» PROBLEM REQUIREMENTS: Check each line of the records below and collect those holding "screenshot".

[Code that builds pages]
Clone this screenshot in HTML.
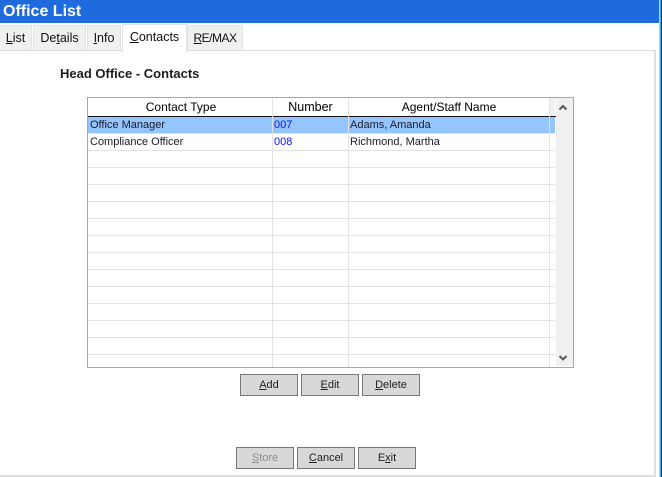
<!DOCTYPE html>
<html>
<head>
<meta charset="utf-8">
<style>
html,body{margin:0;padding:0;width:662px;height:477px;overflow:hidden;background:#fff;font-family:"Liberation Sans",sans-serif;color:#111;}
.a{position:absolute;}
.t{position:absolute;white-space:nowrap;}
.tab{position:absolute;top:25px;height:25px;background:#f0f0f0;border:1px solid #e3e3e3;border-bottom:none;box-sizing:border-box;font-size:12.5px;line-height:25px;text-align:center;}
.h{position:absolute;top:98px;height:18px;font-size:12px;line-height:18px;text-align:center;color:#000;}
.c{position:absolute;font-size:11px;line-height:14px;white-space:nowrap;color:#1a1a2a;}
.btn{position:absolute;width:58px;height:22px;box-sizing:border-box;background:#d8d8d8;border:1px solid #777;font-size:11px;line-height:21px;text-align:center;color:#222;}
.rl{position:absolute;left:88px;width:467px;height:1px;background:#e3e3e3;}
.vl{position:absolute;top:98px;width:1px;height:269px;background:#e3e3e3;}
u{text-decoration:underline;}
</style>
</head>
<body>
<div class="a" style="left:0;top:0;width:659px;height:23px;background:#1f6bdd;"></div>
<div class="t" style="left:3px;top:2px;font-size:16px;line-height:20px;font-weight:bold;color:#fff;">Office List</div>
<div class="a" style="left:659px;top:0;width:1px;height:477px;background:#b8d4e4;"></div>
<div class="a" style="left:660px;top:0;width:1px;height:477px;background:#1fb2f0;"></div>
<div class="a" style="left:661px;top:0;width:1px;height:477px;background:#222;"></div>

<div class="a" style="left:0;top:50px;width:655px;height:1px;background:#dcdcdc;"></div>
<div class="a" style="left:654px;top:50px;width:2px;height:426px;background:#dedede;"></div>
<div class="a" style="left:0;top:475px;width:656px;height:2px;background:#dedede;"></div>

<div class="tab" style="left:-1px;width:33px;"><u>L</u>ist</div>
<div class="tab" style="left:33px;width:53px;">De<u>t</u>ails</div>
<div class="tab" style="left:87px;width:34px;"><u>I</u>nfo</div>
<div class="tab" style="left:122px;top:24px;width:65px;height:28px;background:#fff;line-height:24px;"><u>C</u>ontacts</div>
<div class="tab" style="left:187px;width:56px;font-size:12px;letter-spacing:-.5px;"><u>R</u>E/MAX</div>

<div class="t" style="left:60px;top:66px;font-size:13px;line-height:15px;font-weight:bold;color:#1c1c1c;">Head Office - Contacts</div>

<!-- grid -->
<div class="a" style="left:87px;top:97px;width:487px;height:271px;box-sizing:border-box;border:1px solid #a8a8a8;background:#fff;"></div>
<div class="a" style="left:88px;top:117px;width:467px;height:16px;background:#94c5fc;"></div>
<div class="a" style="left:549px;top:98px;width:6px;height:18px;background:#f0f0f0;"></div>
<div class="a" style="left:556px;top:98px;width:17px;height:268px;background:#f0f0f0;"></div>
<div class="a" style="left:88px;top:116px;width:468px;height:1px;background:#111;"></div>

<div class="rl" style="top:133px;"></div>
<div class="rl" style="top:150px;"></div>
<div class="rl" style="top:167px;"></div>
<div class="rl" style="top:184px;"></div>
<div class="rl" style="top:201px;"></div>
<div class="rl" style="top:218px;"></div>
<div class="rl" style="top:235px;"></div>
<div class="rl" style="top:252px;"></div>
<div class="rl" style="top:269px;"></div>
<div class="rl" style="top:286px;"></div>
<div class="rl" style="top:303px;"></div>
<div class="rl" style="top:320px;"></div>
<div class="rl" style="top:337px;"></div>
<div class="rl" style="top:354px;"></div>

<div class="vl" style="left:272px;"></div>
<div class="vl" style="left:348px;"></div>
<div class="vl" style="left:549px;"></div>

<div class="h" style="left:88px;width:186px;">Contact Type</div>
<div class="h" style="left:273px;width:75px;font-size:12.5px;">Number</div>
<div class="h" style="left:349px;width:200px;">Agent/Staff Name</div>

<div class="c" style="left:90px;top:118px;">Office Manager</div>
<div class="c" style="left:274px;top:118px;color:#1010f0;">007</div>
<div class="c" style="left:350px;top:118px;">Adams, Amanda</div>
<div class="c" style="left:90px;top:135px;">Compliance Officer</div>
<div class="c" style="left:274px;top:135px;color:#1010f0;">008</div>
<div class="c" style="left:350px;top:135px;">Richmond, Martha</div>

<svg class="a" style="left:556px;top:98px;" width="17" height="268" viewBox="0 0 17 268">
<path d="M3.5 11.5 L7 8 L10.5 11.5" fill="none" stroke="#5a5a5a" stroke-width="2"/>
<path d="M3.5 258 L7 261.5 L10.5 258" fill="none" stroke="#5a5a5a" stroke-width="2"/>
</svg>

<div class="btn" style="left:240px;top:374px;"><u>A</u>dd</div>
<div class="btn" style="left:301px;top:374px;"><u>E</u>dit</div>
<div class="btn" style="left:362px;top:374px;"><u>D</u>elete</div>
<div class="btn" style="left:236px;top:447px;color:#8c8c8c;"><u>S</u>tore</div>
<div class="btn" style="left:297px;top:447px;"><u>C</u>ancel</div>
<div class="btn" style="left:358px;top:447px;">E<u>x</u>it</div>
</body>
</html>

==

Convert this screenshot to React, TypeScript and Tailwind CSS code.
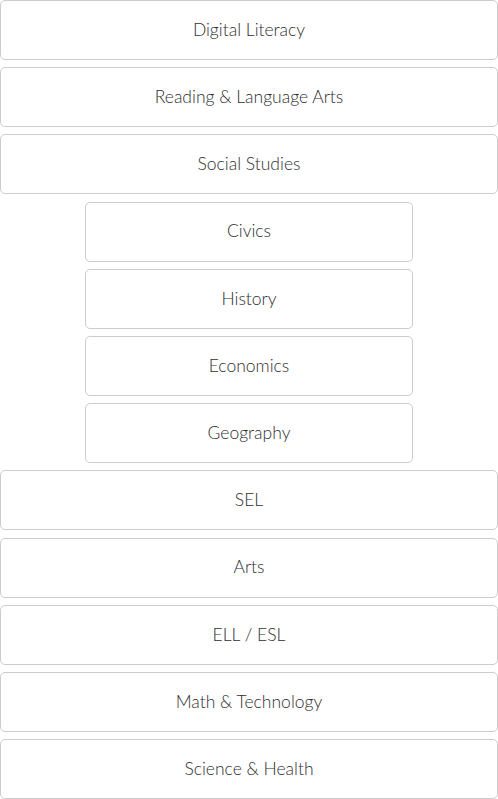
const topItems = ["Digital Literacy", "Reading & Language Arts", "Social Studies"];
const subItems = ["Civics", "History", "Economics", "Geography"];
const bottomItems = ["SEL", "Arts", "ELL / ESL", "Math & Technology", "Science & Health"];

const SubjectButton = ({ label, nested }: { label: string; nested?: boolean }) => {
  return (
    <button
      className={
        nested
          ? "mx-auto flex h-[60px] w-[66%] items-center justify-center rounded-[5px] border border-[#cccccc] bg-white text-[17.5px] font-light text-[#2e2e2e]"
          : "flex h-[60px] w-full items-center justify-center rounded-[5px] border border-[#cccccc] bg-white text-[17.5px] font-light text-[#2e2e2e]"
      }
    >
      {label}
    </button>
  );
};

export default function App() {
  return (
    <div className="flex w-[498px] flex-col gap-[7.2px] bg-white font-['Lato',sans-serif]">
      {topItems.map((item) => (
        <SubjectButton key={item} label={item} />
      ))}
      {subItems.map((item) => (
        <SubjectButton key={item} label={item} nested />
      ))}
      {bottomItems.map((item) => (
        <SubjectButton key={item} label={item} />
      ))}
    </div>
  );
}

--

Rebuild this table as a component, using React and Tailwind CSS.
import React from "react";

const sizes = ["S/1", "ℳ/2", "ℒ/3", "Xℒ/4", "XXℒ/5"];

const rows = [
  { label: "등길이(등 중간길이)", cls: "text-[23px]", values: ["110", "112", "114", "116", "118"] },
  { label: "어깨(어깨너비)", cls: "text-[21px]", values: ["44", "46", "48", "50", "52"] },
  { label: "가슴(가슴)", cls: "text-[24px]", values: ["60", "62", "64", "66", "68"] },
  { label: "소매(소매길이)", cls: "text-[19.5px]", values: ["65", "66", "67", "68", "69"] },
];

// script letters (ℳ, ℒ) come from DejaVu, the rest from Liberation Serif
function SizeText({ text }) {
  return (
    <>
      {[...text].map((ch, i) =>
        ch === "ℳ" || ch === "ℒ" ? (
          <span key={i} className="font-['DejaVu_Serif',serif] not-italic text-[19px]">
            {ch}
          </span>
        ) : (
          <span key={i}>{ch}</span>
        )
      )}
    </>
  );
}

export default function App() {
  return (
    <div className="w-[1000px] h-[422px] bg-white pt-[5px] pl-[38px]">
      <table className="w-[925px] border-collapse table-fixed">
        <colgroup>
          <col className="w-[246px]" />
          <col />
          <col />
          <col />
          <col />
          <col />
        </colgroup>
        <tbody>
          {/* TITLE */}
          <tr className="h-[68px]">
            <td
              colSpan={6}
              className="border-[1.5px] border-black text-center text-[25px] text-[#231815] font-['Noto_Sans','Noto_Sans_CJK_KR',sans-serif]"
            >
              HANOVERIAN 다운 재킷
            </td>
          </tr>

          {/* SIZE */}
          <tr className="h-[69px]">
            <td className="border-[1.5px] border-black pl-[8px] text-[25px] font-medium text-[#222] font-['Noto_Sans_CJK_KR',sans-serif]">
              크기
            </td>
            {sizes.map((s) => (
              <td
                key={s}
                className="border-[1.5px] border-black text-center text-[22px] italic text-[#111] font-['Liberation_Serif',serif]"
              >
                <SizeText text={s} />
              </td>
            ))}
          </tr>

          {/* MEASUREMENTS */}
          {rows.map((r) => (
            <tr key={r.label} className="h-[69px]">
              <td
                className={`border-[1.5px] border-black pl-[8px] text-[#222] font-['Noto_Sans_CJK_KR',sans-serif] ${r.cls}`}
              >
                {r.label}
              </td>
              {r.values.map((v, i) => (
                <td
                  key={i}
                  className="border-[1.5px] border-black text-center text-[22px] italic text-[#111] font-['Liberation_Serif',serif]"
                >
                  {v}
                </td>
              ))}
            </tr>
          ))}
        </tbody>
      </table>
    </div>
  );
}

» WRITTEN RESPONSE:
Clone this screenshot in HTML.
Convert this screenshot to React, TypeScript and Tailwind CSS code.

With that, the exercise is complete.